Podczas starcia, podopieczni Vitala Heynena wrócili z dalekiej podróży. Mianowicie w pierwszych dwóch setach dosyć łatwo ulegli rywalom, by następnie w kapitalnym stylu po bardzo emocjonujących końcówkach doprowadzić do tie-breaka. Gdy wydawało się, że w piątej odsłonie wszystko jest rozstrzygnięte (8:13), bydgoszczanie ponownie wrócili do gry, lecz ostatecznie musieli uznać wyższość ZAKSY.
To był na pewno mecz walki. Rzeczywiście wróciliśmy z dalekiej podróży. Interesował nas głównie ten jeden punkt, żeby odskoczyć kędzierzynianom, by utrzymać co najmniej szóste miejsce, dzięki czemu unikniemy drużyn z Bełchatowa i Rzeszowa. Cieszymy się, gdyż plan minimum został zrealizowany.
Czytaj także: PlusLiga: Hit kolejki dla Trefla!
Na szczególną uwagę zasługują odsłony trzecia i czwarta, gdyż obie ekipy rywalizowały w nich w kapitalnym stylu. Dwukrotnie więcej szczęścia mieli gospodarze, wygrywając dwie niezwykle emocjonujące końcówki. Bonisławski zaznacza jednak, że po drugiej przegranej partii nie było żadnego wstrząsu, a jedynie drobna korekta błędów.
Cały czas trzymaliśmy się taktyki i wiedzieliśmy, że w końcu musi to odpalić. Musieliśmy po prostu poprawić kilka elementów. Dobrze, ze w kluczowych momentach zadziałała nam zagrywka, dzięki czemu zdobyliśmy ten upragniony punkt.

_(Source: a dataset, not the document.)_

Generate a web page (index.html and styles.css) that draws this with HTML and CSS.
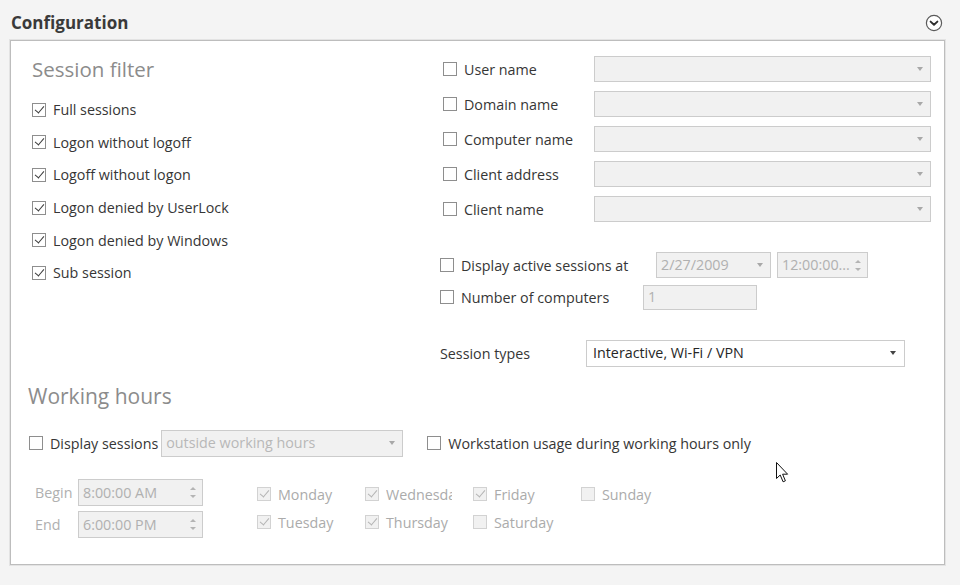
FILE: index.html
```html
<!DOCTYPE html>
<html>
<head>
<meta charset="utf-8">
<link rel="stylesheet" href="styles.css">
</head>
<body>
<div class="page">
  <div class="header">
    <span class="title">Configuration</span>
    <svg class="collapse" width="20" height="20" viewBox="0 0 20 20">
      <circle cx="10" cy="10" r="7.6" fill="#fff" stroke="#5a5a5a" stroke-width="1.2"/>
      <path d="M6.6 8.6 L10 11.8 L13.4 8.6" fill="none" stroke="#2e2e2e" stroke-width="1.9" stroke-linecap="round" stroke-linejoin="round"/>
    </svg>
  </div>
  <div class="panel">
    <div class="top">
      <div class="col-left">
        <div class="section-title">Session filter</div>
        <div class="check-list">
          <div class="check-row"><span class="cb on"></span><span>Full sessions</span></div>
          <div class="check-row"><span class="cb on"></span><span>Logon without logoff</span></div>
          <div class="check-row"><span class="cb on"></span><span>Logoff without logon</span></div>
          <div class="check-row"><span class="cb on"></span><span>Logon denied by UserLock</span></div>
          <div class="check-row"><span class="cb on"></span><span>Logon denied by Windows</span></div>
          <div class="check-row"><span class="cb on"></span><span>Sub session</span></div>
        </div>
      </div>
      <div class="col-right">
        <div class="field-row"><div class="field-label"><span class="cb"></span><span>User name</span></div><div class="combo dis"><span class="arrow"></span></div></div>
        <div class="field-row"><div class="field-label"><span class="cb"></span><span>Domain name</span></div><div class="combo dis"><span class="arrow"></span></div></div>
        <div class="field-row"><div class="field-label"><span class="cb"></span><span>Computer name</span></div><div class="combo dis"><span class="arrow"></span></div></div>
        <div class="field-row"><div class="field-label"><span class="cb"></span><span>Client address</span></div><div class="combo dis"><span class="arrow"></span></div></div>
        <div class="field-row"><div class="field-label"><span class="cb"></span><span>Client name</span></div><div class="combo dis"><span class="arrow"></span></div></div>

        <div class="active-row">
          <div class="active-label"><span class="cb"></span><span>Display active sessions at</span></div>
          <div class="box dis date-box"><span class="box-text">2/27/2009</span><span class="arrow"></span></div>
          <div class="box dis time-box"><span class="box-text">12:00:00...</span><span class="spin"><span class="up"></span><span class="down"></span></span></div>
        </div>
        <div class="number-row">
          <div class="number-label"><span class="cb"></span><span>Number of computers</span></div>
          <div class="box dis num-box"><span class="box-text">1</span></div>
        </div>
        <div class="types-row">
          <div class="types-label">Session types</div>
          <div class="box types-box"><span class="box-text">Interactive, Wi-Fi / VPN</span><span class="arrow dark"></span></div>
        </div>
      </div>
    </div>

    <div class="wh">
      <div class="section-title wh-title">Working hours</div>
      <div class="display-row">
        <span class="cb"></span><span class="display-label">Display sessions</span>
        <div class="box dis outside-box"><span class="box-text">outside working hours</span><span class="arrow"></span></div>
        <span class="cb ws-cb"></span><span>Workstation usage during working hours only</span>
      </div>
      <div class="hours">
        <div class="times">
          <div class="time-row"><span class="time-label">Begin</span><div class="box dis hour-box"><span class="box-text">8:00:00 AM</span><span class="spin"><span class="up"></span><span class="down"></span></span></div></div>
          <div class="time-row"><span class="time-label">End</span><div class="box dis hour-box"><span class="box-text">6:00:00 PM</span><span class="spin"><span class="up"></span><span class="down"></span></span></div></div>
        </div>
        <div class="days">
          <div class="day"><span class="cb on dis"></span><span>Monday</span></div>
          <div class="day"><span class="cb on dis"></span><span>Tuesday</span></div>
          <div class="day"><span class="cb on dis"></span><span class="clip">Wednesday</span></div>
          <div class="day"><span class="cb on dis"></span><span>Thursday</span></div>
          <div class="day"><span class="cb on dis"></span><span>Friday</span></div>
          <div class="day"><span class="cb dis"></span><span>Saturday</span></div>
          <div class="day"><span class="cb dis"></span><span>Sunday</span></div>
        </div>
      </div>
    </div>
  </div>
  <svg class="cursor" width="15" height="24" viewBox="0 0 15 24">
    <path d="M1.5 1.5 L1.5 17.5 L5.2 14 L8.1 20.8 L10.4 19.8 L7.6 13.2 L12.6 13.2 Z" fill="#fff" stroke="#111" stroke-width="1" stroke-linejoin="round"/>
  </svg>
</div>
</body>
</html>
```

FILE: styles.css
```css
* { box-sizing: border-box; }

html, body {
  margin: 0;
  padding: 0;
  background: #f4f4f4;
}

body {
  font-family: "Open Sans", "Noto Sans", "Liberation Sans", sans-serif;
  font-size: 14.3px;
  color: #363636;
}

.page {
  position: relative;
  width: 960px;
  height: 585px;
  overflow: hidden;
}

.header {
  height: 40px;
  padding: 11px 16px 0 11px;
  display: flex;
  justify-content: space-between;
  align-items: flex-start;
}

.title {
  font-size: 17px;
  font-weight: 700;
  line-height: 24px;
  color: #3a3a3a;
}

.collapse {
  margin-top: 2px;
}

.panel {
  margin-left: 10px;
  width: 935px;
  height: 525px;
  background: #fff;
  border: 1px solid #bdbdbd;
  box-shadow: 0 0 0 1px #e3e3e3;
}

.top {
  display: flex;
  height: 339px;
}

.col-left {
  width: 429px;
  padding-left: 21px;
}

.section-title {
  font-size: 20.5px;
  font-weight: 400;
  line-height: 28px;
  color: #8c8c8c;
  margin-top: 14px;
}

.check-list {
  padding-top: 10.5px;
}

.check-row {
  height: 32.6px;
  display: flex;
  align-items: center;
}

.cb {
  position: relative;
  flex: none;
  width: 14px;
  height: 14px;
  border: 1px solid #8e8e8e;
  background: #fff;
  margin-right: 7px;
}

.cb.on::after {
  content: "";
  position: absolute;
  left: 4px;
  top: 0px;
  width: 4px;
  height: 8px;
  border-right: 1.6px solid #3a3a3a;
  border-bottom: 1.6px solid #3a3a3a;
  transform: rotate(40deg);
}

.cb.dis {
  border-color: #d2d2d2;
}

.cb.dis.on::after {
  border-color: #b4b4b4;
}

.col-right {
  flex: 1;
  padding-top: 10.5px;
}

.field-row {
  height: 35px;
  display: flex;
  align-items: center;
}

.field-label {
  width: 154px;
  padding-left: 3px;
  display: flex;
  align-items: center;
}

.combo {
  width: 337px;
  height: 26px;
  border: 1px solid #cccccc;
  display: flex;
  align-items: center;
  justify-content: flex-end;
  padding-right: 7px;
}

.dis {
  background: #f1f1f1;
  color: #b0b0b0;
}

.arrow {
  width: 0;
  height: 0;
  border-left: 3.5px solid transparent;
  border-right: 3.5px solid transparent;
  border-top: 4px solid #a8a8a8;
}

.arrow.dark {
  border-top-color: #444;
}

.box {
  height: 26px;
  border: 1px solid #cccccc;
  display: flex;
  align-items: center;
  justify-content: space-between;
  padding: 0 7px 0 4px;
  white-space: nowrap;
  overflow: hidden;
}

.box-text {
  line-height: 20px;
}

.spin {
  display: flex;
  flex-direction: column;
  gap: 5px;
  margin-right: -1px;
}

.spin .up {
  width: 0;
  height: 0;
  border-left: 3px solid transparent;
  border-right: 3px solid transparent;
  border-bottom: 3.5px solid #b4b4b4;
}

.spin .down {
  width: 0;
  height: 0;
  border-left: 3px solid transparent;
  border-right: 3px solid transparent;
  border-top: 3.5px solid #b4b4b4;
}

.active-row {
  margin-top: 22.5px;
  height: 32px;
  display: flex;
  align-items: center;
}

.active-label {
  width: 216px;
  display: flex;
  align-items: center;
}

.date-box {
  width: 115px;
}

.time-box {
  width: 91px;
  margin-left: 6px;
}

.number-row {
  height: 32px;
  display: flex;
  align-items: center;
}

.number-label {
  width: 203px;
  display: flex;
  align-items: center;
}

.num-box {
  width: 114px;
  height: 25px;
}

.types-row {
  margin-top: 24px;
  height: 32px;
  display: flex;
  align-items: center;
}

.types-label {
  width: 146px;
}

.types-box {
  width: 319px;
  height: 27px;
  background: #fff;
  color: #262626;
  padding-left: 6px;
  padding-right: 8px;
}

.wh {
  padding-left: 17px;
}

.wh-title {
  margin-top: 0;
  line-height: 32px;
  font-size: 21px;
}

.display-row {
  margin-top: 17px;
  height: 28px;
  display: flex;
  align-items: center;
  padding-left: 1px;
}

.display-label {
  margin-right: 3px;
}

.outside-box {
  width: 242px;
  height: 27px;
  color: #b8b8b8;
}

.ws-cb {
  margin-left: 24px;
}

.hours {
  margin-top: 22px;
  display: flex;
}

.times {
  padding-left: 7px;
  width: 229px;
}

.time-row {
  height: 32px;
  display: flex;
  align-items: flex-start;
  color: #b0b0b0;
}

.time-label {
  width: 43px;
  line-height: 28px;
}

.hour-box {
  width: 125px;
  height: 27px;
  padding-right: 7px;
}

.days {
  display: grid;
  grid-template-rows: 28px 28px;
  grid-auto-flow: column;
  grid-auto-columns: 108px;
  color: #ababab;
  margin-top: 1px;
}

.day {
  display: flex;
  align-items: center;
  white-space: nowrap;
}

.clip {
  width: 66px;
  overflow: hidden;
}

.cursor {
  position: absolute;
  left: 775px;
  top: 461px;
}
```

Porażka oznacza, ze już na pewno Transfer zmierzy się w ćwierćfinale z Lotosem Trefl Gdańsk lub Jastrzębskim Węglem. Obie ekipy są obecnie w bardzo dobrej dyspozycji. Mimo to bydgoszczanie nie przejmują się obecnie z kim będą musieli rywalizować o półfinał.
Dla nas jest bez różnicy, na kogo trafimy. Z Jastrzębskim u siebie wygraliśmy, ale do Gdańska jest bliżej, dzięki czemu nie trzeba aż tak daleko podróżować. Zobaczymy po rundzie zasadniczej z kim przyjdzie nam grać.